動員制度
出典: フリー百科事典『ウィキペディア(Wikipedia)』 (2022/05/18 01:16 UTC 版)
普仏戦争勃発時、462,000人のドイツ軍が完璧にフランスの前線に送り込まれた一方、フランス軍は270,000人しか前線に送り込めなかった。フランス軍では、ずさんな計画と管理のために、まだ一発の銃弾も発射されない内から、既に100,000人の兵を活用できない状態になっていた。その理由の一部は平時の軍の編制にある。プロイセン軍の各軍団は「クライス」(Kreis。
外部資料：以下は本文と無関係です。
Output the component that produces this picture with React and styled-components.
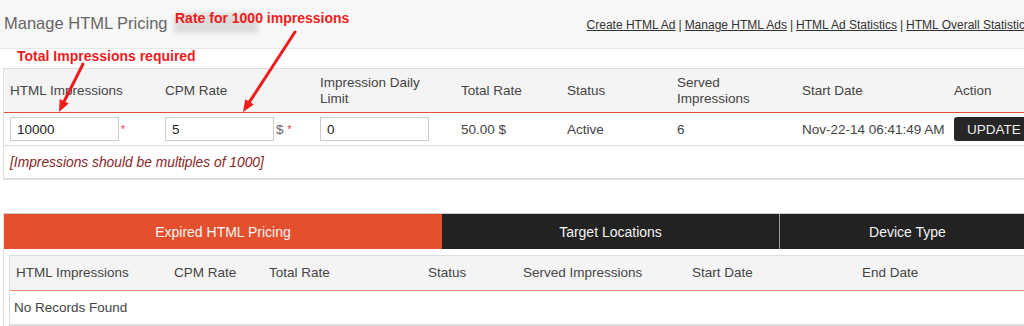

文字通り訳すと「円」)内の主要都市周辺に基地があり、連隊基地へ行くのに1日以上旅行せねばならない場所に住んでいる予備役兵はほとんどいなかった。対して、フランス軍の平時における最大の集合単位を「連隊」とし駐屯地を二年ごとに移動していた。これは革命が相次ぎ、軍が反乱軍となるのを恐れた帝国政府が軍を民衆から隔離しようとしたためだった。従って連隊は自らの兵を徴募する地域には駐屯していなかった。このため応召兵はまず数日旅行して所属連隊の補給処に出頭して、それから更に長旅を経て所属連隊の駐屯地へ向わなければならないということがしばしばあった。鉄道駅は多くの応召兵で埋め尽くされ、無為に軍糧と命令を待つばかりであった。実際に戦争開始時において歩兵100個連隊中65個連隊が補給厰から遠く離れた駐屯地にいた。 こうした平時の編制の違いが、戦争前の準備の違いによって更に際立たせられた。プロイセン参謀本部は、鉄道網を活用した分刻みの動員計画を用意しており、しかもその鉄道網の一部は参謀本部鉄道課の勧告に従って敷設されたものであった。一方、フランスの鉄道網は、複数の民間鉄道事業者が競争する中で、純粋に商業的な理由により敷設され発展してきたもので、アルザス=ロレーヌの前線に向かう移動は、多くの場合、大幅な迂回や頻繁な乗り換えを必要とした。更に、軍が列車を統制する仕組みが全くなく、将校が適当だと考えた列車を単純に徴用して使っていた。操車場は兵を載せた貨車で埋め尽くされて身動きが取れなくなり、兵を下車させたり、正しい目的地へ出発させたりする事について責任を負う者は誰もいなかった。